Does the noble Lord agree that this House prides itself on being a Chamber that gives excellent views and expertise? In general, people of expertise tend not to stand for election. They tend to be chosen, for whatever reason. Is that not rather relevant to how this Chamber is supposed to work? Maybe we ought to have more experts in the House of Lords and fewer politicians.
My Lords, my noble friend, whom I respect greatly and have worked with over many years, underestimates the calibre of many Members of Parliament. I take his point that many of the people who come forward in relation to an appointed House might not put their names forward for an elected second Chamber. But at the end of the day, as the noble Viscount, Lord Hailsham, said, it is very hard to justify a second Chamber of Parliament that does not have electoral legitimacy. My plea is that we make sure that that legitimacy is produced in a way that does not bring us to conflict.
My Lords, I am very torn on this. I favour a unicameral approach and a lot of the arguments against the elected second Chamber have been made very well, even though I want a more democratic way of making decisions.

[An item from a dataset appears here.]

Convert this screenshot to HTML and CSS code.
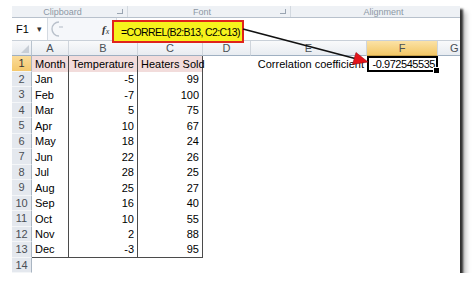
FILE: index.html
```html
<!DOCTYPE html>
<html lang="en">
<head>
    <meta charset="UTF-8">
    <meta name="viewport" content="width=device-width, initial-scale=1.0">
    <title>CORREL example</title>
    <link rel="stylesheet" href="styles.css">
</head>
<body>
    <div class="window">
        <div class="ribbon">
            <div class="group group-clip"><span>Clipboard</span><i class="launcher"></i></div>
            <div class="group group-font"><span>Font</span><i class="launcher"></i></div>
            <div class="group group-align"><span>Alignment</span></div>
        </div>
        <div class="formula-bar">
            <div class="name-box">F1<span class="caret">&#9662;</span></div>
            <div class="grip">
                <svg width="14" height="16" viewBox="0 0 14 16"><path d="M8 1 A7 7 0 0 0 8 15" fill="none" stroke="#b9c1cb" stroke-width="1.4"/><circle cx="9" cy="6" r="0.9" fill="#c3cad3"/><circle cx="11" cy="6" r="0.9" fill="#c3cad3"/></svg>
            </div>
            <div class="fx"><i>f</i><span>x</span></div>
            <div class="formula-input"></div>
        </div>
        <div class="sheet" id="sheet"></div>
    </div>

    <div class="callout">=CORREL(B2:B13, C2:C13)</div>
    <svg class="arrow" width="474" height="287" viewBox="0 0 474 287">
        <line x1="243" y1="29" x2="355" y2="58.5" stroke="#111" stroke-width="1.8"/>
        <polygon points="368,62 352.5,64.5 356,52.5" fill="#e3141b" stroke="#9b0d10" stroke-width="0.6"/>
    </svg>

    <script>
        const columns = ['A', 'B', 'C', 'D', 'E', 'F', 'G'];
        const rows = [
            ['Month', 'Temperature', 'Heaters Sold'],
            ['Jan', -5, 99],
            ['Feb', -7, 100],
            ['Mar', 5, 75],
            ['Apr', 10, 67],
            ['May', 18, 24],
            ['Jun', 22, 26],
            ['Jul', 28, 25],
            ['Aug', 25, 27],
            ['Sep', 16, 40],
            ['Oct', 10, 55],
            ['Nov', 2, 88],
            ['Dec', -3, 95]
        ];

        function makeCell(className, text) {
            const div = document.createElement('div');
            div.className = className;
            if (text !== undefined) div.textContent = text;
            return div;
        }

        const sheet = document.getElementById('sheet');

        // column headers
        sheet.appendChild(makeCell('corner'));
        columns.forEach(col => {
            const cls = 'col-head' + (col === 'F' ? ' selected' : '') + (col === 'G' ? ' cut' : '');
            sheet.appendChild(makeCell(cls, col));
        });

        // rows 1..14
        for (let r = 1; r <= 14; r++) {
            sheet.appendChild(makeCell('row-head' + (r === 1 ? ' selected' : ''), r));
            const values = rows[r - 1] || [];
            columns.forEach((col, i) => {
                let cls = 'cell';
                let text = '';
                if (i < 3 && r <= 13) {
                    cls += ' boxed';
                    if (r === 1) cls += ' title';
                    if (r === 13) cls += ' last';
                    text = values[i];
                    if (typeof text === 'number') cls += ' num';
                }
                if (col === 'E' && r === 1) {
                    cls += ' num';
                    text = 'Correlation coefficient';
                }
                const cell = makeCell(cls, text);
                if (col === 'F' && r === 1) {
                    cell.className = 'cell num active';
                    cell.textContent = '-0.972545535';
                    cell.appendChild(makeCell('handle'));
                }
                sheet.appendChild(cell);
            });
        }
    </script>
</body>
</html>
```

FILE: styles.css
```css
body {
    margin: 0;
    background-color: #fff;
    font-family: 'Liberation Sans', Arial, sans-serif;
    font-size: 11px;
    color: #000;
}
.window {
    margin: 6px 0 0 12px;
    width: 448px;
    height: 267px;
    background-color: #fff;
    overflow: hidden;
    box-shadow: 3px 3px 2px rgba(0,0,0,0.75), 6px 6px 5px rgba(0,0,0,0.25);
}
.ribbon {
    display: flex;
    height: 11px;
    background-color: #eef1f5;
    border-bottom: 1px solid #b8c1cc;
}
.group {
    display: flex;
    justify-content: center;
    align-items: flex-end;
    position: relative;
    border-right: 1px solid #d3d9e0;
    color: #8d98a5;
    font-size: 9px;
    line-height: 10px;
}
.group-clip {
    width: 116px;
    padding-right: 14px;
    box-sizing: border-box;
}
.group-font {
    width: 163px;
    padding-right: 14px;
    box-sizing: border-box;
}
.group-align {
    flex: 1;
    padding-left: 16px;
    border-right: none;
}
.launcher {
    position: absolute;
    right: 4px;
    top: 3px;
    width: 5px;
    height: 4px;
    border-right: 1px solid #9aa5b2;
    border-bottom: 1px solid #9aa5b2;
}
.formula-bar {
    display: flex;
    height: 23px;
    background-color: #f5f7fa;
    border-bottom: 1px solid #c9d0d8;
    box-sizing: border-box;
}
.name-box {
    display: flex;
    align-items: center;
    width: 36px;
    padding-left: 4px;
    box-sizing: border-box;
    background-color: #fff;
    border-right: 1px solid #d4dae1;
    font-size: 11px;
}
.caret {
    margin-left: 8px;
    font-size: 9px;
    color: #333;
}
.grip {
    display: flex;
    align-items: center;
    width: 50px;
    padding-left: 3px;
}
.fx {
    display: flex;
    align-items: center;
    width: 14px;
    padding-left: 1px;
    font-family: 'Liberation Serif', serif;
    font-size: 11px;
    color: #333;
}
.fx i {
    font-weight: bold;
}
.fx span {
    font-size: 8px;
    font-style: italic;
    margin-top: 4px;
}
.formula-input {
    flex: 1;
    background-color: #fff;
    border-left: 1px solid #d4dae1;
}
.sheet {
    display: grid;
    grid-template-columns: 20px 37px 69px 65px 48px 116px 71px 22px;
    grid-template-rows: 15px;
    grid-auto-rows: 15.5px;
}
.corner {
    position: relative;
    background: linear-gradient(#f7f8fa, #e6eaef);
    border-right: 1px solid #b9c3ce;
    border-bottom: 1px solid #9fb0c2;
}
.corner::after {
    content: '';
    position: absolute;
    right: 2px;
    bottom: 2px;
    border-left: 8px solid transparent;
    border-bottom: 8px solid #c8ced6;
}
.col-head {
    display: flex;
    align-items: center;
    justify-content: center;
    background: linear-gradient(#f9fafb, #e8ecf1);
    border-right: 1px solid #cfd5dc;
    border-bottom: 1px solid #9fb0c2;
    color: #4a4f55;
}
.col-head.selected {
    background: linear-gradient(#fbe2a6, #f3c766);
    border-bottom-color: #c9a24a;
}
.col-head.cut {
    justify-content: flex-start;
    padding-left: 12px;
    border-right: none;
}
.row-head {
    display: flex;
    align-items: center;
    justify-content: center;
    background-color: #e4e8ee;
    border-right: 1px solid #a9b5c2;
    border-bottom: 1px solid #f4f6f8;
    color: #4a4f55;
}
.row-head.selected {
    background: linear-gradient(#fbdc9a, #f4c86c);
    color: #333;
}
.cell {
    display: flex;
    align-items: center;
    padding: 0 3px;
    white-space: nowrap;
}
.cell.boxed {
    border-right: 1px solid #4b4b4b;
}
.cell.title {
    background-color: #f2dcdb;
}
.cell.last {
    border-bottom: 1px solid #4b4b4b;
}
.cell.num {
    justify-content: flex-end;
}
.cell.active {
    position: relative;
    border: 2px solid #000;
    padding: 0 1px 0 0;
    letter-spacing: -0.45px;
}
.handle {
    position: absolute;
    right: -4px;
    bottom: -4px;
    width: 5px;
    height: 5px;
    background-color: #000;
    border: 1px solid #fff;
}
.callout {
    position: absolute;
    left: 112px;
    top: 20px;
    width: 132px;
    height: 23px;
    box-sizing: border-box;
    display: flex;
    align-items: center;
    padding-left: 7px;
    background-color: #f6f21c;
    border: 2px solid #e0241b;
    font-size: 10.5px;
    letter-spacing: -0.6px;
    white-space: nowrap;
}
.arrow {
    position: absolute;
    left: 0;
    top: 0;
    pointer-events: none;
}
```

There is a crisis of democracy at present that expands far beyond this debate. What really struck me in the debate on assisted dying in the other place was the number of times that MPs effectively said, “Let’s leave it up to the House of Lords to sort out”. That is a disaster, because it is anti-democratic. It worries me, as we increasingly watch a certain implosion happening at the other end, that the House of Lords is given far too much credit for being able to sort that out. The unelected House being the ones who are trusted is the profound crisis of democratic accountability in this country. That is what we should be debating. I feel very self-conscious about being in an unelected House of Lords debating the survival of an unelected House of Lords—which people stay and which people go. It is so self-regarding.
As for the notion of a House full of experts—philosopher kings and all that—I cannot imagine anything more off-putting to the British public than us patting ourselves on the back and saying that we know more than anyone else. I appreciate that is fashionable, but it should not be something we embrace. That is not to undermine the expertise that is here, but please do not try to make it a virtue in terms of democratic decision-making.
However, to go back to the spirit of the amendment tabled by the noble Lord, Lord Newby, one problem with the discussion on hereditary Peers is that it is too limited. It suggests that it is revolutionary and reforming; in fact, it is just going for low-hanging fruit when we should be having a proper discussion about a democratic shake-up at both ends of this Westminster Palace. I feel that we are wasting an awful lot of time while Rome burns.